* Task to carry out
Go through the entries and say how many lines contain the string "components". The number is the whole answer.

(Collected data)
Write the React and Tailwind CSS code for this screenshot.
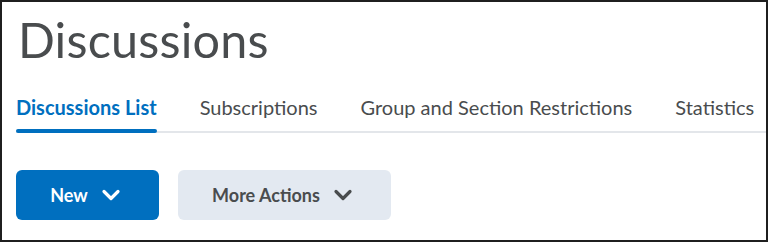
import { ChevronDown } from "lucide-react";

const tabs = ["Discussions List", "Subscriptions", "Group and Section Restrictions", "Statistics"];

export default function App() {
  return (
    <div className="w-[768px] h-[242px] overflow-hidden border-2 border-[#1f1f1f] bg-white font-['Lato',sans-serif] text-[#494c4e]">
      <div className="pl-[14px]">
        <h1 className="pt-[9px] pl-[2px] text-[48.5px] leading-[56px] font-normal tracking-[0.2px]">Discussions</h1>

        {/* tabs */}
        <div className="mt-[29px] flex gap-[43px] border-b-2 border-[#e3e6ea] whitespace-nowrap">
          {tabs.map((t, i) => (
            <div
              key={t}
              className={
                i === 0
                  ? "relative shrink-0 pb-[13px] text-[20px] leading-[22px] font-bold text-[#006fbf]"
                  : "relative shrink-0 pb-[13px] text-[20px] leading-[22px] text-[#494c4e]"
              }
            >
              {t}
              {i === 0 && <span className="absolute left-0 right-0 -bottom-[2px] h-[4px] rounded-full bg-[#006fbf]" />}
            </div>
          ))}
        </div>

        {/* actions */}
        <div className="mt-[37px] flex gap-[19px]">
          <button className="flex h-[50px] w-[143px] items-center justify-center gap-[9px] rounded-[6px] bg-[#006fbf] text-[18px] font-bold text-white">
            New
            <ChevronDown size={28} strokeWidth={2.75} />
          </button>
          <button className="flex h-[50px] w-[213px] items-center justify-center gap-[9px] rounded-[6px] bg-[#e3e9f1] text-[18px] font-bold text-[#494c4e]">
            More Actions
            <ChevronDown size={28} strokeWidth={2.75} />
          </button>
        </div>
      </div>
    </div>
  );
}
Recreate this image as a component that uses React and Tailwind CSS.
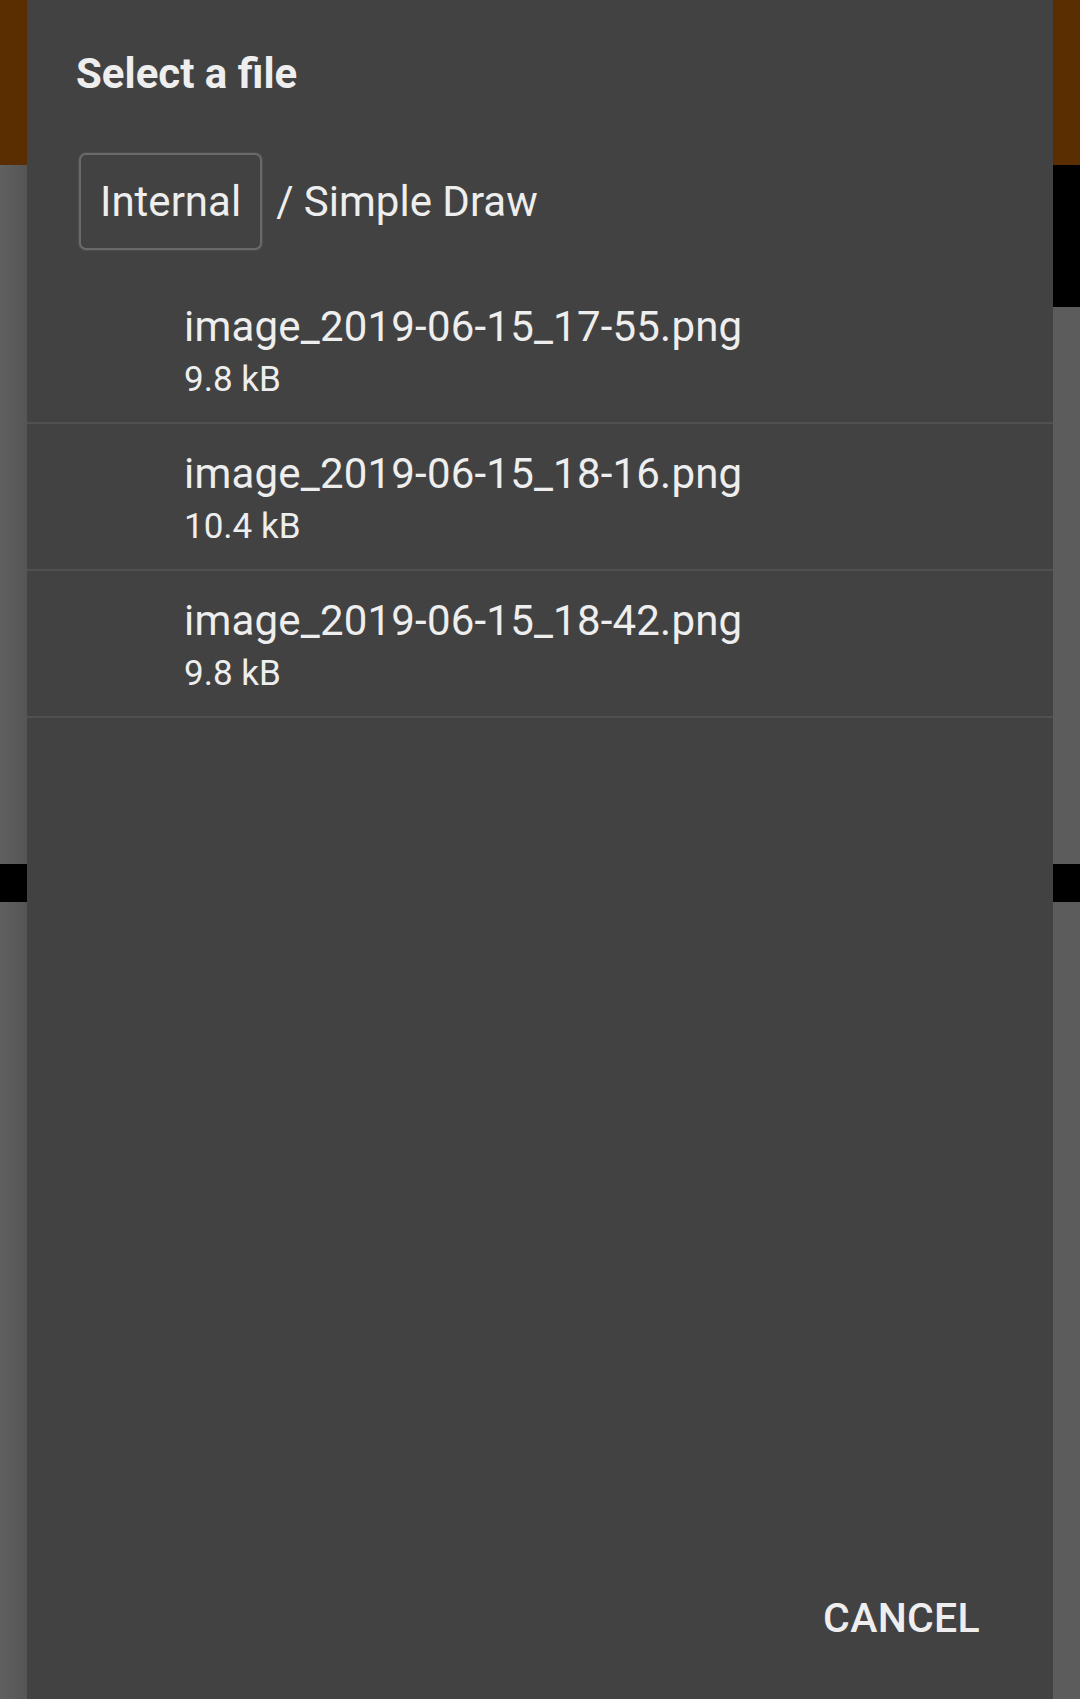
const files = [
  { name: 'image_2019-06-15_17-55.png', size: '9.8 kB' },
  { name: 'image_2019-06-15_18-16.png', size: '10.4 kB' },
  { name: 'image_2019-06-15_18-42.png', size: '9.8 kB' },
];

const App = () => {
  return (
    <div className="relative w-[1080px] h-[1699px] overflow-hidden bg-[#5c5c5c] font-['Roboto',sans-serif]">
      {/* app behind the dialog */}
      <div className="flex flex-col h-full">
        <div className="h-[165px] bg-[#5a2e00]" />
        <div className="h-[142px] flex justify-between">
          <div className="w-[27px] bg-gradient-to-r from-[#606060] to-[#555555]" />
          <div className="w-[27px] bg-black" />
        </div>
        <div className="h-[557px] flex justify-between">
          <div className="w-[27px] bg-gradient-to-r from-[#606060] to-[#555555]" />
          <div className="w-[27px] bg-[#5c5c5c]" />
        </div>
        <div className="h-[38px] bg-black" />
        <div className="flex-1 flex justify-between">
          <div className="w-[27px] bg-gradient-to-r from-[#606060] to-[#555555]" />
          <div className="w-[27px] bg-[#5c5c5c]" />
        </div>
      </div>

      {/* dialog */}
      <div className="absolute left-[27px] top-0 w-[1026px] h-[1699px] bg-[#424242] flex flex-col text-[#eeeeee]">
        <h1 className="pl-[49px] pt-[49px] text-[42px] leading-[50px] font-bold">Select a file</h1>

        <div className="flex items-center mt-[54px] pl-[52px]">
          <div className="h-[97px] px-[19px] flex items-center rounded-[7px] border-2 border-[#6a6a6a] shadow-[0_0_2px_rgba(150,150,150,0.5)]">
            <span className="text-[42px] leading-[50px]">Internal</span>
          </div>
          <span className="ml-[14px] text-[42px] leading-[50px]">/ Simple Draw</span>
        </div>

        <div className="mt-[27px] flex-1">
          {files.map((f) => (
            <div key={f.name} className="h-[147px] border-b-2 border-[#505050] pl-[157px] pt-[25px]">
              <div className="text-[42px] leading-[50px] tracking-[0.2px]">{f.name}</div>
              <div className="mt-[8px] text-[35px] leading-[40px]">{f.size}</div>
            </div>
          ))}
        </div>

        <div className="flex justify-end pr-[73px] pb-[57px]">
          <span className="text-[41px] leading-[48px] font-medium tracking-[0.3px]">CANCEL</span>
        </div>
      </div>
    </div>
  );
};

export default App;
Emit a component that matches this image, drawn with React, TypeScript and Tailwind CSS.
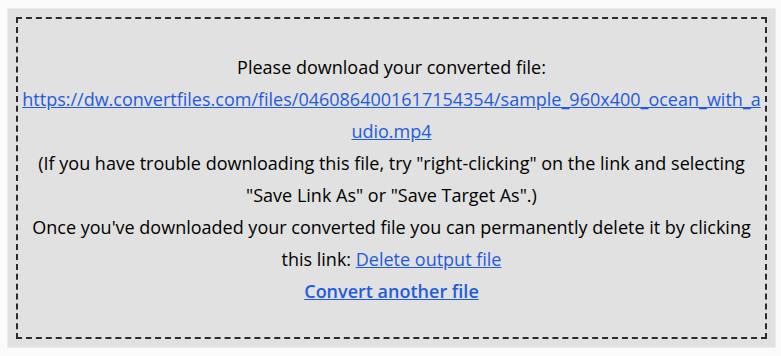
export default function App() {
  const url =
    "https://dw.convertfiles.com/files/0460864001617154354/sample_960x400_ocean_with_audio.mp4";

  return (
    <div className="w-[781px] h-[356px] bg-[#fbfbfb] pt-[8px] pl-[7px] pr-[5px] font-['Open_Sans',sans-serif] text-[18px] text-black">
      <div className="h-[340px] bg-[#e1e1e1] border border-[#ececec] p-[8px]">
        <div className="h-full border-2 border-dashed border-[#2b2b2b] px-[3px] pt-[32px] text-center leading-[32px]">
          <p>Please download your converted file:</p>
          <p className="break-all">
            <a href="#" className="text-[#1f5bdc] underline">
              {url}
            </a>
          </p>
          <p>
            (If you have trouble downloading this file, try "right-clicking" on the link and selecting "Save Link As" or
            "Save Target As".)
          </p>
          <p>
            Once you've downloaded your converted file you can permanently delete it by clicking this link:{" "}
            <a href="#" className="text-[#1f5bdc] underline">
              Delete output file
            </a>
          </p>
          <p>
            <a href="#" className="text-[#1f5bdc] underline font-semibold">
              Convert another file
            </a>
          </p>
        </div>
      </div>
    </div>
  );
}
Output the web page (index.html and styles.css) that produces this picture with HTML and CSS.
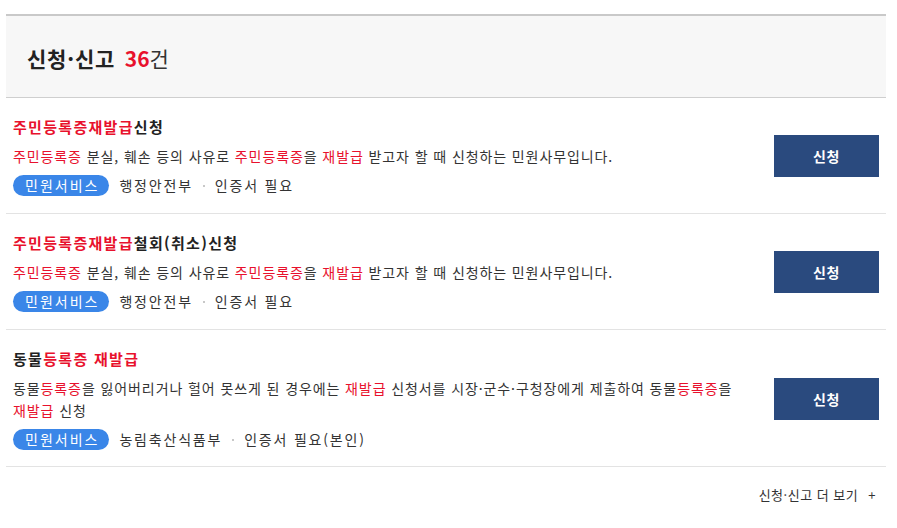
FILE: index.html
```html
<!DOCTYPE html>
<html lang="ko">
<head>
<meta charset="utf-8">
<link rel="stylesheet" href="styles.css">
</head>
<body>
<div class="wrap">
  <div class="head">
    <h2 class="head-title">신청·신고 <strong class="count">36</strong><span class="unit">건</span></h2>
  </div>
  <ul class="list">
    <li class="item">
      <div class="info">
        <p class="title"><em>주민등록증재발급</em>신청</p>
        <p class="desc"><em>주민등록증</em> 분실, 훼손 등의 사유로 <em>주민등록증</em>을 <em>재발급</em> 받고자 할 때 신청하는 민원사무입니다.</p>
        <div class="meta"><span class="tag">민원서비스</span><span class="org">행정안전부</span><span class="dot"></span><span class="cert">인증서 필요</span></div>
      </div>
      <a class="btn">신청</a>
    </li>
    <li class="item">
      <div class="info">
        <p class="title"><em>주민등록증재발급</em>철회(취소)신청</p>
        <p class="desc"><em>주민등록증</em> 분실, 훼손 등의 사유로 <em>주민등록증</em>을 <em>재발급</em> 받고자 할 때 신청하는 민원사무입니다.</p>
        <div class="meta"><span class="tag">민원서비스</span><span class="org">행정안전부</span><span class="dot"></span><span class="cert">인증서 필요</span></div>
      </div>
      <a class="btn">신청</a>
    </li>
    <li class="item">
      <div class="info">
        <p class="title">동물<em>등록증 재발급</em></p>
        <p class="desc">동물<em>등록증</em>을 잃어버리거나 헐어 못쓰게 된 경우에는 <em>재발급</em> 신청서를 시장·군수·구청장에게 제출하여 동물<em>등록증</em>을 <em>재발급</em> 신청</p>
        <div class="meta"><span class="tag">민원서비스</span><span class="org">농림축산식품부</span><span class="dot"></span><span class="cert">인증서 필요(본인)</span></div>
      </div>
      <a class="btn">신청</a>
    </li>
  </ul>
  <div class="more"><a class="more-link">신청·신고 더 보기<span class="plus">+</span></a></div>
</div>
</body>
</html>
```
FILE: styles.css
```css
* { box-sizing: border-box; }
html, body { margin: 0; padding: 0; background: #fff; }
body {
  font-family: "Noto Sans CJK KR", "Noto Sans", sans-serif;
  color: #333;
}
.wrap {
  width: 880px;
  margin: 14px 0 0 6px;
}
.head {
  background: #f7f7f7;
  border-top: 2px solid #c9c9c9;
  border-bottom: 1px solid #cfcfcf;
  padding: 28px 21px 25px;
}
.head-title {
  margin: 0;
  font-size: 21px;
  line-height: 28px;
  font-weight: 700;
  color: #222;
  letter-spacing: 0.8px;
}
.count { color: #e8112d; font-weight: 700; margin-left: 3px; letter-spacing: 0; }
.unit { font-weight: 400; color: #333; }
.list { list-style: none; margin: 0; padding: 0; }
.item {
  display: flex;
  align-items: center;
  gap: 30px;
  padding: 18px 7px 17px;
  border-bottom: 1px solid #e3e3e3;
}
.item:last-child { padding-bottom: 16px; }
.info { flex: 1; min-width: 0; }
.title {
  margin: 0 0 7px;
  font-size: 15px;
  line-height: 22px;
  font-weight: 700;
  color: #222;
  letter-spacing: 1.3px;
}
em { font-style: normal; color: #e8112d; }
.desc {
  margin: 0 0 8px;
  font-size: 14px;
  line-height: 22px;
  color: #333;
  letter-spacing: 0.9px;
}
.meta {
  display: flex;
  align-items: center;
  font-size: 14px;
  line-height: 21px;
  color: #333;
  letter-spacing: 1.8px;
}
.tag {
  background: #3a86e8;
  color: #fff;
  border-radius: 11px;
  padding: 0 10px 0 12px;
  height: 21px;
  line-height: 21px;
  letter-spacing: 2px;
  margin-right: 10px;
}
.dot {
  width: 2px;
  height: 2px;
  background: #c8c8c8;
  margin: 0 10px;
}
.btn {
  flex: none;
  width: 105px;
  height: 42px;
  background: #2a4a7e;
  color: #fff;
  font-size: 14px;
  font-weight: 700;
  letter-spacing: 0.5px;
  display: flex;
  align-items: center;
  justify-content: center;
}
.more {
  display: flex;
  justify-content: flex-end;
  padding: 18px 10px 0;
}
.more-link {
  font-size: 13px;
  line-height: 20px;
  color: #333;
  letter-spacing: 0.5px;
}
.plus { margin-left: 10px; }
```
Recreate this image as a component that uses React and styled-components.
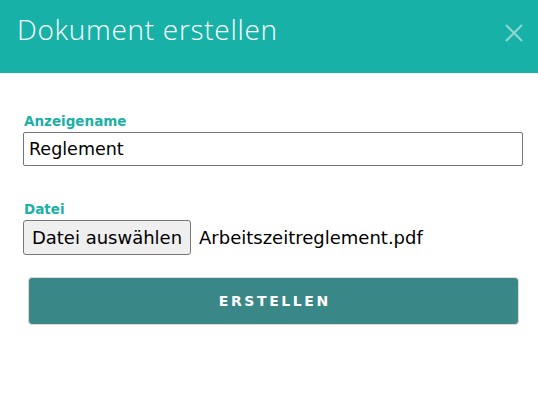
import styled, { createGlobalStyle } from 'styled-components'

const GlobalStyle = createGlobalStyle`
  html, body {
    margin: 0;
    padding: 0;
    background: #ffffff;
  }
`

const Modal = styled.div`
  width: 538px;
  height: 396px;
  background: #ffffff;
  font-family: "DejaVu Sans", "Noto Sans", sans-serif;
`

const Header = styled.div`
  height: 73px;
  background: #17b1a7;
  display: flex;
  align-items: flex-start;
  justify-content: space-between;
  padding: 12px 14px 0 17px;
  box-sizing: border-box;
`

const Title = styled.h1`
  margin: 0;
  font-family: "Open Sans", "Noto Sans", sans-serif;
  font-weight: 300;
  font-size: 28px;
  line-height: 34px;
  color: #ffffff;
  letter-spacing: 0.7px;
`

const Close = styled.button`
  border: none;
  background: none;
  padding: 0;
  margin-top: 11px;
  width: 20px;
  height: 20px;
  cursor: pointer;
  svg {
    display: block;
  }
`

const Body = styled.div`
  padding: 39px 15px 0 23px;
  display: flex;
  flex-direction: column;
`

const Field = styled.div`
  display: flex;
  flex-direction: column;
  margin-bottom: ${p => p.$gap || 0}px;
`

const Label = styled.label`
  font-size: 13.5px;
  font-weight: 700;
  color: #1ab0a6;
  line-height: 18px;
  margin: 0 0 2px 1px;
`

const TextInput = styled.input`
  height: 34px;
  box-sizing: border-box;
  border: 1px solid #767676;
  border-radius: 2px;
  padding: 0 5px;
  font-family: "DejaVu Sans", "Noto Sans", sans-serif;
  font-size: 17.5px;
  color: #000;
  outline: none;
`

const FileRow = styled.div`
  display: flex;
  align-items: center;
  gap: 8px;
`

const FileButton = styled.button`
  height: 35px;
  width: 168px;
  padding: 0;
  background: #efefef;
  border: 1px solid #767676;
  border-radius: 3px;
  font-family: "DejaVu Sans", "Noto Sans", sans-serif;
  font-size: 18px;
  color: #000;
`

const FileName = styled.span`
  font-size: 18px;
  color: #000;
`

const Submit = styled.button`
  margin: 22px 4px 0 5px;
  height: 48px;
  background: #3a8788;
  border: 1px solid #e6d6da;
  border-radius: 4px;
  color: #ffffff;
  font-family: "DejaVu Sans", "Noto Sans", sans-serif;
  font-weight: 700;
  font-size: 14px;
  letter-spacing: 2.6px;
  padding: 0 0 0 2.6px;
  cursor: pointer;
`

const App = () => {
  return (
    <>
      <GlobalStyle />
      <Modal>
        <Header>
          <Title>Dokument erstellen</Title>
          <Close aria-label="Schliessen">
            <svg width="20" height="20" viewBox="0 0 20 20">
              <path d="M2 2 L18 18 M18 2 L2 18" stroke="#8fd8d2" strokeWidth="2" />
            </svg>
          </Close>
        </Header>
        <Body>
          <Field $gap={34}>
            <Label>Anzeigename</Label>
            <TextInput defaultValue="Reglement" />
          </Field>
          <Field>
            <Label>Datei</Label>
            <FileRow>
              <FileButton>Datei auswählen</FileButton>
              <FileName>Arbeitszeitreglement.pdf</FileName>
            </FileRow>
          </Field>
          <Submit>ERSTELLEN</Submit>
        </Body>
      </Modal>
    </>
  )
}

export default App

* The answer
2